• [SHORT TASK]: Would you copy the records below, exactly and only from their first line through the line containing "const head = n", without any pictures?

• [THE INPUT]:
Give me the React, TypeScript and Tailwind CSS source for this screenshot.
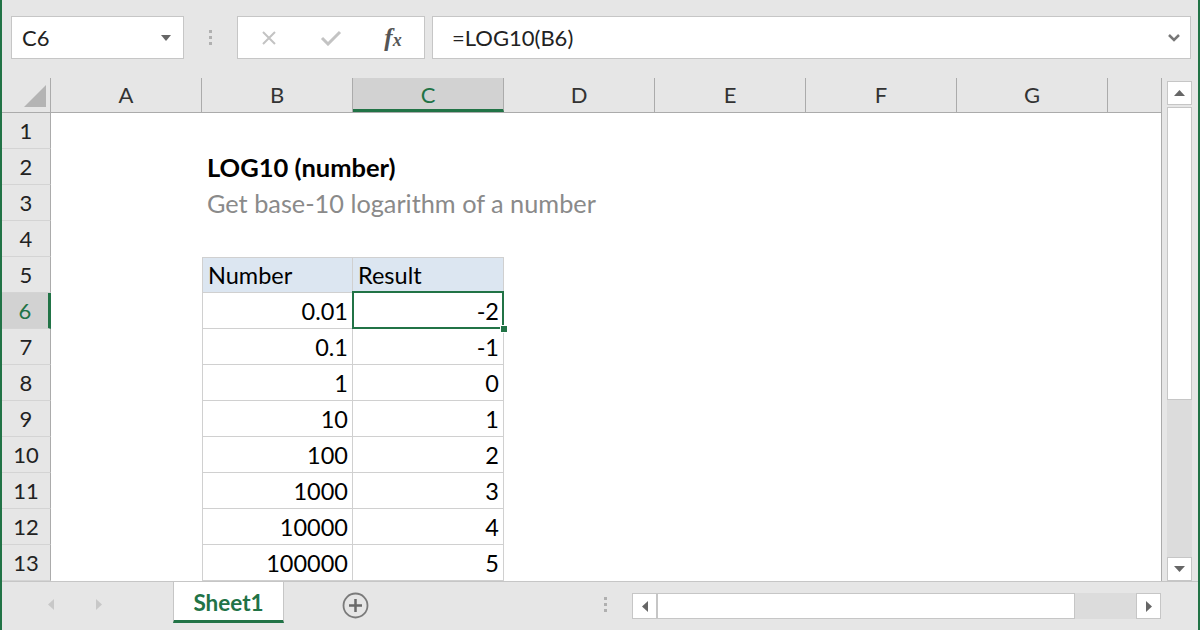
import React from 'react'

const COLS = ['A', 'B', 'C', 'D', 'E', 'F', 'G']

const table: [string, string][] = [
  ['0.01', '-2'],
  ['0.1', '-1'],
  ['1', '0'],
  ['10', '1'],
  ['100', '2'],
  ['1000', '3'],
  ['10000', '4'],
  ['100000', '5'],
]

const font = { fontFamily: 'Lato, "Liberation Sans", sans-serif' }

function RowHeader({ n, active }: { n: number; active?: boolean }) {
  return (
    <div
      className={`w-[49px] h-[36px] shrink-0 flex items-center justify-center border-b border-b-[#d4d4d4] text-[22px] leading-none ${
        active
          ? 'bg-[#d2d2d2] text-[#217346] border-r-[3px] border-r-[#217346]'
          : 'bg-[#e6e6e6] text-[#222] border-r border-r-[#ababab]'
      }`}
    >
      {n}
    </div>
  )
}

function SheetRow({ n }: { n: number }) {
  const inTable = n >= 5 && n <= 13
  const data = n >= 6 ? table[n - 6] : null
  const tb = inTable ? 'border-b border-r border-[#d0d0d0]' : ''
  const head = n === 5 ? 'bg-[#dce6f1] border-t' : ''

  return (
    <div className="flex h-[36px]">
      <RowHeader n={n} active={n === 6} />
      {/* A */}
      <div className="w-[151px] shrink-0" />
      {/* B */}
      <div className={`w-[151px] shrink-0 flex items-center pt-[2px] whitespace-nowrap text-[23.5px] leading-none ${tb} ${inTable ? 'border-l' : ''} ${head} ${data ? 'justify-end pr-[4px]' : 'pl-[5px]'}`}>
        {n === 2 && <span className="font-bold text-black text-[25.5px]">LOG10 (number)</span>}
        {n === 3 && <span className="text-[#8a8a8a] text-[25.3px]">Get base-10 logarithm of a number</span>}
        {n === 5 && <span className="text-black">Number</span>}
        {data && <span className="text-black">{data[0]}</span>}
      </div>
      {/* C */}
      <div className={`relative w-[151px] shrink-0 flex items-center pt-[2px] whitespace-nowrap text-[23.5px] leading-none ${tb} ${head} ${data ? 'justify-end pr-[4px]' : 'pl-[5px]'}`}>
        {n === 5 && <span className="text-black">Result</span>}
        {data && <span className="text-black">{data[1]}</span>}
        {n === 6 && (
          <>
            <div className="absolute -left-[1px] -top-[2px] -right-[1px] -bottom-[1px] border-2 border-[#217346] z-10" />
            <div className="absolute -right-[5px] -bottom-[5px] w-[8px] h-[8px] bg-[#217346] border border-white z-20" />
          </>
        )}
      </div>
      <div className="flex-1" />
    </div>
  )
}

export default function App() {
  return (
    <div
      className="w-[1200px] h-[630px] bg-[#e6e6e6] border-x-2 border-[#217346] flex flex-col overflow-hidden"
      style={font}
    >
      {/* formula bar */}
      <div className="h-[78px] shrink-0 flex items-start pt-[16px] pl-[9px] pr-[7px]">
        <div className="w-[173px] h-[43px] bg-white border border-[#c6c6c6] flex items-center justify-between pl-[10px] pr-[12px]">
          <span className="text-[22px] text-[#222] leading-none">C6</span>
          <svg width="10" height="6" viewBox="0 0 10 6">
            <path d="M0 0 L10 0 L5 6 Z" fill="#666" />
          </svg>
        </div>
        <div className="w-[53px] h-[43px] flex flex-col items-center justify-center gap-[3px]">
          <div className="w-[3px] h-[3px] bg-[#b0b0b0]" />
          <div className="w-[3px] h-[3px] bg-[#b0b0b0]" />
          <div className="w-[3px] h-[3px] bg-[#b0b0b0]" />
        </div>
        <div className="w-[188px] h-[43px] bg-white border border-[#c6c6c6] flex items-center">
          <div className="w-[62px] flex justify-center">
            <svg width="16" height="16" viewBox="0 0 16 16">
              <path d="M2 2 L14 14 M14 2 L2 14" stroke="#c3c3c3" strokeWidth="2" />
            </svg>
          </div>
          <div className="w-[62px] flex justify-center">
            <svg width="22" height="16" viewBox="0 0 22 16">
              <path d="M2 8 L8 14 L20 2" stroke="#c3c3c3" strokeWidth="3" fill="none" />
            </svg>
          </div>
          <div className="w-[62px] flex justify-center">
            <span className="italic font-bold text-[#555] text-[25px] leading-none" style={{ fontFamily: '"Liberation Serif", serif' }}>
              f<span className="text-[18px]">x</span>
            </span>
          </div>
        </div>
        <div className="ml-[7px] flex-1 h-[43px] bg-white border border-[#c6c6c6] flex items-center justify-between pl-[19px] pr-[10px]">
          <span className="text-[22px] text-[#222] leading-none">=LOG10(B6)</span>
          <svg width="12" height="8" viewBox="0 0 12 8">
            <path d="M1 1 L6 6 L11 1" stroke="#777" strokeWidth="2.5" fill="none" />
          </svg>
        </div>
      </div>

      {/* grid + vertical scrollbar */}
      <div className="h-[503px] shrink-0 flex">
        <div className="w-[1160px] shrink-0 flex flex-col bg-white border-r border-[#ababab]">
          <div className="flex h-[35px] shrink-0 bg-[#e6e6e6] border-b border-[#ababab]">
            <div className="w-[49px] shrink-0 border-r border-[#ababab] flex items-end justify-end pr-[4px] pb-[5px]">
              <svg width="22" height="22" viewBox="0 0 22 22">
                <path d="M22 0 L22 22 L0 22 Z" fill="#b4b4b4" />
              </svg>
            </div>
            {COLS.map((c) => (
              <div
                key={c}
                className={`w-[151px] shrink-0 flex items-center justify-center text-[22px] leading-none ${
                  c === 'C'
                    ? 'bg-[#d2d2d2] text-[#217346] border-b-[3px] border-b-[#217346] border-r border-r-[#ababab] pt-[3px]'
                    : 'text-[#333] border-r border-[#ababab]'
                }`}
              >
                {c}
              </div>
            ))}
            <div className="flex-1" />
          </div>
          {Array.from({ length: 13 }, (_, i) => (
            <SheetRow key={i} n={i + 1} />
          ))}
        </div>
        <div className="ml-[5px] w-[25px] flex flex-col pt-[3px]">
          <div className="h-[24px] bg-white border border-[#c6c6c6] flex items-center justify-center">
            <svg width="11" height="6" viewBox="0 0 11 6">
              <path d="M0 6 L11 6 L5.5 0 Z" fill="#666" />
            </svg>
          </div>
          <div className="mt-[2px] h-[293px] bg-white border border-[#c6c6c6]" />
          <div className="flex-1 bg-[#dcdcdc]" />
          <div className="h-[24px] bg-white border border-[#c6c6c6] flex items-center justify-center">
            <svg width="11" height="6" viewBox="0 0 11 6">
              <path d="M0 0 L11 0 L5.5 6 Z" fill="#666" />
            </svg>
          </div>
        </div>
      </div>

      {/* sheet tabs */}
      <div className="flex-1 flex items-start border-t border-[#c6c6c6]">
        <div className="w-[171px] h-[44px] flex items-center">
          <svg className="ml-[46px]" width="6" height="11" viewBox="0 0 6 11">
            <path d="M6 0 L6 11 L0 5.5 Z" fill="#c8c8c8" />
          </svg>
          <svg className="ml-[42px]" width="6" height="11" viewBox="0 0 6 11">
            <path d="M0 0 L0 11 L6 5.5 Z" fill="#c8c8c8" />
          </svg>
        </div>
        <div className="w-[111px] h-[41px] bg-white border-x border-[#c6c6c6] border-b-[3px] border-b-[#217346] flex items-center justify-center pt-[4px]">
          <span className="font-bold text-[22.5px] text-[#217346] leading-none">Sheet1</span>
        </div>
        <div className="ml-[58px] mt-[10px]">
          <svg width="27" height="27" viewBox="0 0 27 27">
            <circle cx="13.5" cy="13.5" r="12" stroke="#7a7a7a" strokeWidth="1.8" fill="none" />
            <path d="M13.5 7 V20 M7 13.5 H20" stroke="#6a6a6a" strokeWidth="2.5" />
          </svg>
        </div>
        <div className="ml-[235px] mt-[15px] flex flex-col gap-[3px]">
          <div className="w-[3px] h-[3px] bg-[#b0b0b0]" />
          <div className="w-[3px] h-[3px] bg-[#b0b0b0]" />
          <div className="w-[3px] h-[3px] bg-[#b0b0b0]" />
        </div>
        <div className="ml-[25px] mt-[11px] h-[26px] flex">
          <div className="w-[25px] bg-white border border-[#c6c6c6] flex items-center justify-center">
            <svg width="6" height="11" viewBox="0 0 6 11">
              <path d="M6 0 L6 11 L0 5.5 Z" fill="#666" />
            </svg>
          </div>
          <div className="w-[418px] bg-white border border-[#c6c6c6]" />
          <div className="w-[61px] bg-[#dcdcdc]" />
          <div className="w-[25px] bg-white border border-[#c6c6c6] flex items-center justify-center">
            <svg width="6" height="11" viewBox="0 0 6 11">
              <path d="M0 0 L0 11 L6 5.5 Z" fill="#666" />
            </svg>
          </div>
        </div>
      </div>
    </div>
  )
}
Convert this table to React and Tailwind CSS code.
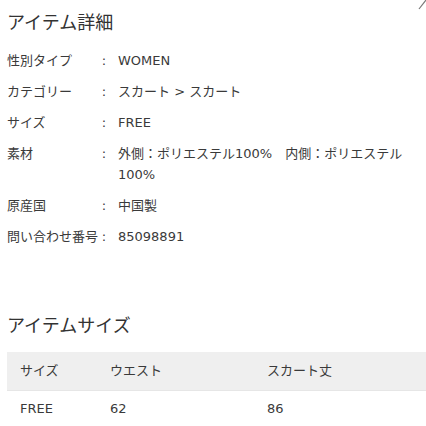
import React from "react";

const specs = [
  { label: "性別タイプ", value: "WOMEN" },
  { label: "カテゴリー", value: "スカート > スカート" },
  { label: "サイズ", value: "FREE" },
  {
    label: "素材",
    value: (
      <>
        <span className="block">外側：ポリエステル100%　内側：ポリエステル</span>
        <span className="block">100%</span>
      </>
    ),
  },
  { label: "原産国", value: "中国製" },
  { label: "問い合わせ番号", value: "85098891" },
];

const sizes = [["FREE", "62", "86"]];

const App = () => {
  return (
    <div
      className="relative w-[426px] h-[426px] overflow-hidden bg-white text-[#3a3a3a]"
      style={{ fontFamily: '"DejaVu Sans", "Noto Sans CJK JP", sans-serif' }}
    >
      {/* corner icon, cut off */}
      <svg
        className="absolute top-0 left-[417px]"
        width="10"
        height="12"
        viewBox="0 0 10 12"
      >
        <line x1="9" y1="0" x2="2" y2="9" stroke="#777" strokeWidth="1.2" />
      </svg>

      <div className="pl-[7px] w-[440px]">
        <h2 className="pt-[10px] text-[18px] leading-[26px] font-normal text-[#333]">
          アイテム詳細
        </h2>

        <dl className="mt-[14px] text-[13px] leading-[21px]">
          {specs.map((s) => (
            <div key={s.label} className="flex mb-[10px]">
              <dt className="w-[90px] shrink-0 whitespace-nowrap">{s.label}</dt>
              <span className="w-[14px] shrink-0 text-center">:</span>
              <dd className="pl-[7px]">{s.value}</dd>
            </div>
          ))}
        </dl>

        <h2 className="mt-[66px] text-[18px] leading-[26px] font-normal text-[#333]">
          アイテムサイズ
        </h2>

        <div className="mt-[13px] text-[13px]">
          <div className="grid grid-cols-[90px_157px_1fr] h-[39px] items-center bg-[#efefef] border-b border-[#e6e6e6]">
            <span className="pl-[13px]">サイズ</span>
            <span className="pl-[13px]">ウエスト</span>
            <span className="pl-[13px]">スカート丈</span>
          </div>
          {sizes.map((r) => (
            <div
              key={r[0]}
              className="grid grid-cols-[90px_157px_1fr] h-[36px] items-center"
            >
              {r.map((c, i) => (
                <span key={i} className="pl-[13px]">
                  {c}
                </span>
              ))}
            </div>
          ))}
        </div>
      </div>
    </div>
  );
};

export default App;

• [SOLUTION BELOW]:
Give me the React, TypeScript and Tailwind CSS source for this screenshot.
import React from 'react'

const COLS = ['A', 'B', 'C', 'D', 'E', 'F', 'G']

const table: [string, string][] = [
  ['0.01', '-2'],
  ['0.1', '-1'],
  ['1', '0'],
  ['10', '1'],
  ['100', '2'],
  ['1000', '3'],
  ['10000', '4'],
  ['100000', '5'],
]

const font = { fontFamily: 'Lato, "Liberation Sans", sans-serif' }

function RowHeader({ n, active }: { n: number; active?: boolean }) {
  return (
    <div
      className={`w-[49px] h-[36px] shrink-0 flex items-center justify-center border-b border-b-[#d4d4d4] text-[22px] leading-none ${
        active
          ? 'bg-[#d2d2d2] text-[#217346] border-r-[3px] border-r-[#217346]'
          : 'bg-[#e6e6e6] text-[#222] border-r border-r-[#ababab]'
      }`}
    >
      {n}
    </div>
  )
}

function SheetRow({ n }: { n: number }) {
  const inTable = n >= 5 && n <= 13
  const data = n >= 6 ? table[n - 6] : null
  const tb = inTable ? 'border-b border-r border-[#d0d0d0]' : ''
  const head = n === 5 ? 'bg-[#dce6f1] border-t' : ''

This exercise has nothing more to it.